Prior to the defendant's trial, Nelson had been convicted and sentenced for armed robbery and kidnapping.[10] She was not, therefore, an immunized witness. Even if we were to assume she was an immunized witness, the corroboration necessary to support the testimony of an immunized accomplice may relate to the commission of the crime, and need not directly connect the defendant to the crime. See Commonwealth v. Turner, 371 Mass. 803, 812 (1977); Commonwealth v. DeBrosky, 363 Mass. 718, 730 (1973); G.L.c. 233, § 201. See generally, 7 J. Wigmore, Evidence § 2059, at 424 (Chadbourn rev. 1978) (The thrust of the immunity statute is that "[t]he important thing is, not how our trust is restored, but whether it is restored at all" [emphasis in original]).

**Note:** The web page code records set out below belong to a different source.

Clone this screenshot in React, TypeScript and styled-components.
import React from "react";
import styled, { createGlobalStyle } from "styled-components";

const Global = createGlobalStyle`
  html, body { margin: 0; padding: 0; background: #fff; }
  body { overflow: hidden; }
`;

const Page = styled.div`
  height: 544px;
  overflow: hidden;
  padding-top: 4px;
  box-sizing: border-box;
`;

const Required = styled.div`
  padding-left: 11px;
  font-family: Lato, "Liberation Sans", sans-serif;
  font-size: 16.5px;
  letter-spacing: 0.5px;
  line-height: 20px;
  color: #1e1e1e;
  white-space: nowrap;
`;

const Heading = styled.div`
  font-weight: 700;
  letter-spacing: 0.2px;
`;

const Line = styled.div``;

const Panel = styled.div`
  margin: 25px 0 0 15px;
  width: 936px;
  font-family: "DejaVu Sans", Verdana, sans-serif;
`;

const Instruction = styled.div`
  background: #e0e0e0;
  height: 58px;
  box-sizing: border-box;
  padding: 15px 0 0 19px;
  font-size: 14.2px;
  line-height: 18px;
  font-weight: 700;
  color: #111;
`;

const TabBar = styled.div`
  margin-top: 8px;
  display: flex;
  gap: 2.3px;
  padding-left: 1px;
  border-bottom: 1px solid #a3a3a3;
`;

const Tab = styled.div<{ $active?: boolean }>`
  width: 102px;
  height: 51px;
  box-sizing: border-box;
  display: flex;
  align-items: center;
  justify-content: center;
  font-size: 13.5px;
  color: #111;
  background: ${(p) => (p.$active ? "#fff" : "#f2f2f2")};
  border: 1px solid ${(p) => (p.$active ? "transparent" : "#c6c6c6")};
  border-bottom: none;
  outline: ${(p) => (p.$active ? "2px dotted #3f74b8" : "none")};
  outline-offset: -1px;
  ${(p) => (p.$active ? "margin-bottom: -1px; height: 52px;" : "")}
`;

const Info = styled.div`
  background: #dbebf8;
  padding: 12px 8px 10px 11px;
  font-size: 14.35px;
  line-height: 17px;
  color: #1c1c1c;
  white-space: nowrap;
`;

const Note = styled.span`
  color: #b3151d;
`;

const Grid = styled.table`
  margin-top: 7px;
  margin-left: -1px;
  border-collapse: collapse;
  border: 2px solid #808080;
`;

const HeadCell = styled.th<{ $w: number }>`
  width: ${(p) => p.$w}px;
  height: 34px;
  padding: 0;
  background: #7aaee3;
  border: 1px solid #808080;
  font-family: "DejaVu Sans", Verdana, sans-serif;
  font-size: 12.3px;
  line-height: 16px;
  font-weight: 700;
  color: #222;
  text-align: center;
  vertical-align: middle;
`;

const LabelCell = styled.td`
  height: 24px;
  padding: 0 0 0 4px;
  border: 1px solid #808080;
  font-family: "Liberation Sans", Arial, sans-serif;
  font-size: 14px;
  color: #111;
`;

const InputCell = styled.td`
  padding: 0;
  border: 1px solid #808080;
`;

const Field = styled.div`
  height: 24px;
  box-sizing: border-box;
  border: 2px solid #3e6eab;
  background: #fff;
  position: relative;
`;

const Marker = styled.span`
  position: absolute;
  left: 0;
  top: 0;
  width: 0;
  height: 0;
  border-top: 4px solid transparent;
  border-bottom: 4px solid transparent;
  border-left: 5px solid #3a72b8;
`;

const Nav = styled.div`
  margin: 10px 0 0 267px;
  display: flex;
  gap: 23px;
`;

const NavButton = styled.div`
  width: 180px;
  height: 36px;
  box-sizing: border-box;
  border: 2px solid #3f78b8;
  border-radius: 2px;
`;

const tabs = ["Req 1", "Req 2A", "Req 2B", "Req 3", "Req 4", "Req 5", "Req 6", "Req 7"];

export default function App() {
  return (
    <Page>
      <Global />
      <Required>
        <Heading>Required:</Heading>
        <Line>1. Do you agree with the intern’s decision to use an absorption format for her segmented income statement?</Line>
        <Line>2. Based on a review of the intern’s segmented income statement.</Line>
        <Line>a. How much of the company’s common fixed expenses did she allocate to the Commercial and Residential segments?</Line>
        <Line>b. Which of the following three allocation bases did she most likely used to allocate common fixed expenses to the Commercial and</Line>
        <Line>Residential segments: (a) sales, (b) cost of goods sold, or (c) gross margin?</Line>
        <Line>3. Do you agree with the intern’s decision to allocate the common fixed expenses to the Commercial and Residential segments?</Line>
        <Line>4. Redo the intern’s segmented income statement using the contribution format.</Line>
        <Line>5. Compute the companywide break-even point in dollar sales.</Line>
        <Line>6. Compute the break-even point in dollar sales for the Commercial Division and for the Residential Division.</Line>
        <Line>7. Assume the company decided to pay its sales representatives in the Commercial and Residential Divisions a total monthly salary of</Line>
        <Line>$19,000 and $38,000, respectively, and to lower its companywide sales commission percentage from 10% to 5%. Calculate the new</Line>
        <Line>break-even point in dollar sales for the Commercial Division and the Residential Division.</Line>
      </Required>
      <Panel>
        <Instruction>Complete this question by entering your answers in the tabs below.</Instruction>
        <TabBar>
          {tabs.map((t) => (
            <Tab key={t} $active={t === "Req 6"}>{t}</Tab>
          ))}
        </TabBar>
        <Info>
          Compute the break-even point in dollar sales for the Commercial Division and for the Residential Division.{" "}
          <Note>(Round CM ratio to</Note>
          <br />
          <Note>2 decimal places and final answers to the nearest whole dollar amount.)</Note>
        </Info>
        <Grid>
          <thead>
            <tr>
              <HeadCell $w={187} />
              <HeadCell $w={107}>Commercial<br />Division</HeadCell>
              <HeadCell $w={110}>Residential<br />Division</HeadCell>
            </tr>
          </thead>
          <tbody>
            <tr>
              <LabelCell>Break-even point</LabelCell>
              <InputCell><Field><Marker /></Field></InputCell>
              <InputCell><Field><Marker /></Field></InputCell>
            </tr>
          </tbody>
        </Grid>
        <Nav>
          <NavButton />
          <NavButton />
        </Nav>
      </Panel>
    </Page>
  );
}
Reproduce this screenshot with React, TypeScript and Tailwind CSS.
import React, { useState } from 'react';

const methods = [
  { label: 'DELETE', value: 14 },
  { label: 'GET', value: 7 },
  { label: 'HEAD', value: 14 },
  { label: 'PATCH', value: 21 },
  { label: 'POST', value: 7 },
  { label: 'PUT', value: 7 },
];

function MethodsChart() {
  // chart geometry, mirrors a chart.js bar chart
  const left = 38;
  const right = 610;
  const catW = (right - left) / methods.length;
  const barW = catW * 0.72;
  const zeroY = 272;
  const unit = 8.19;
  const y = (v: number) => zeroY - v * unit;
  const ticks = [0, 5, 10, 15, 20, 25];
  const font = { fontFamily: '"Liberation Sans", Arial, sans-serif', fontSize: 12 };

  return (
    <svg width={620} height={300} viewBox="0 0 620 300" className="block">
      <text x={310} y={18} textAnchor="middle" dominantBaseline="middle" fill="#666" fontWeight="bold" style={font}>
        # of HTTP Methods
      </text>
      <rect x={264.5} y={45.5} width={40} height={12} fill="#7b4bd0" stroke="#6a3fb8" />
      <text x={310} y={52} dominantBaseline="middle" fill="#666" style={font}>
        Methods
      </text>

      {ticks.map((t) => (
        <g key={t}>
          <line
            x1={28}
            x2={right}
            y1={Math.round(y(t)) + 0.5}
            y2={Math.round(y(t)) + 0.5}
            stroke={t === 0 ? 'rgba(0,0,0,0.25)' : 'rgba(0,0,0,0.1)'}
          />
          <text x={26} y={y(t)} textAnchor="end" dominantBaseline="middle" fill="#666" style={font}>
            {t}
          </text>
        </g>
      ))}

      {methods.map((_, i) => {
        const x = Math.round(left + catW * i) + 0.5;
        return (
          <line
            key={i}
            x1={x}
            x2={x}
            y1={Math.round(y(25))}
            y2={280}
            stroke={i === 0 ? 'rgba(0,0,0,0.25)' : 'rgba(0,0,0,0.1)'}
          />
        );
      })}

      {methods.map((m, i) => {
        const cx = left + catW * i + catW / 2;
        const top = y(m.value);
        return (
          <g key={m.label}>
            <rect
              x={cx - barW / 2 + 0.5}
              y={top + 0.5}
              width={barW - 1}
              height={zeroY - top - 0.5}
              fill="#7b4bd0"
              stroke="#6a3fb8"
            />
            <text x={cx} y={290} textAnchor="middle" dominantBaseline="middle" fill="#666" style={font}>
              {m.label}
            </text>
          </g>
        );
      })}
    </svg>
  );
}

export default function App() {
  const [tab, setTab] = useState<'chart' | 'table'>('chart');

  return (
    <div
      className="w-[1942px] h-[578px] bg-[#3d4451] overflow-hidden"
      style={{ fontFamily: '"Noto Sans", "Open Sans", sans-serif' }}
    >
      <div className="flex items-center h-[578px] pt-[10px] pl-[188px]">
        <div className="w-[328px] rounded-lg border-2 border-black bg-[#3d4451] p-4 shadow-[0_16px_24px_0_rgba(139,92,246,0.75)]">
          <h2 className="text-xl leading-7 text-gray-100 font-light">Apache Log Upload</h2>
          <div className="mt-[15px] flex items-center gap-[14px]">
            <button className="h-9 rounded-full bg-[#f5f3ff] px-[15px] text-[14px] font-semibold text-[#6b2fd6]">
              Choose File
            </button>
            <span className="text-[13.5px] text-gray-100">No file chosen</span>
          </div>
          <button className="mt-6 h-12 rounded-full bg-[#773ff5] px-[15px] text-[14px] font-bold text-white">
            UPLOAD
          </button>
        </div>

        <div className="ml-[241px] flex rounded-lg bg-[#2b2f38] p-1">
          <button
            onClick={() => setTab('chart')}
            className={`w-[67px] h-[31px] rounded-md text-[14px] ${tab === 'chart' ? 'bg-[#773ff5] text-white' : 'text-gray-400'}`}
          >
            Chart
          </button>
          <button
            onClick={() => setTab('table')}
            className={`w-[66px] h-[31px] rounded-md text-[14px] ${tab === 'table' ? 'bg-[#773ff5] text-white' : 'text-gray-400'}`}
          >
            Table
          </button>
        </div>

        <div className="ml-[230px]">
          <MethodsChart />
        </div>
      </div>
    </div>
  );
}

In our view, Nelson's testimony was amply corroborated.

3. Review Under G.L.c. 278, § 33E.

Pursuant to G.L.c. 278, § 33E, we have reviewed the entire case for consideration of the law and the evidence.[11] We find no reason to order a new trial or to direct a verdict of a lesser degree of guilt.

Judgments affirmed.

NOTES

[1] Assignments of error not briefed are deemed waived. Commonwealth v. Campbell, 375 Mass. 308, 309 n. 1 (1978). Commonwealth v. Kleciak, 350 Mass. 679, 681 (1966).

[2] Nelson was the Commonwealth's main witness. She had already testified against L. Watkins. See Commonwealth v. Watkins, 375 Mass. 472 (1978).

[3] Nelson testified that she did not see who actually shot Keen. However, she also testified that the defendant had said that he would do it, and that she had heard L. Watkins slide the gun across the front seat to the defendant.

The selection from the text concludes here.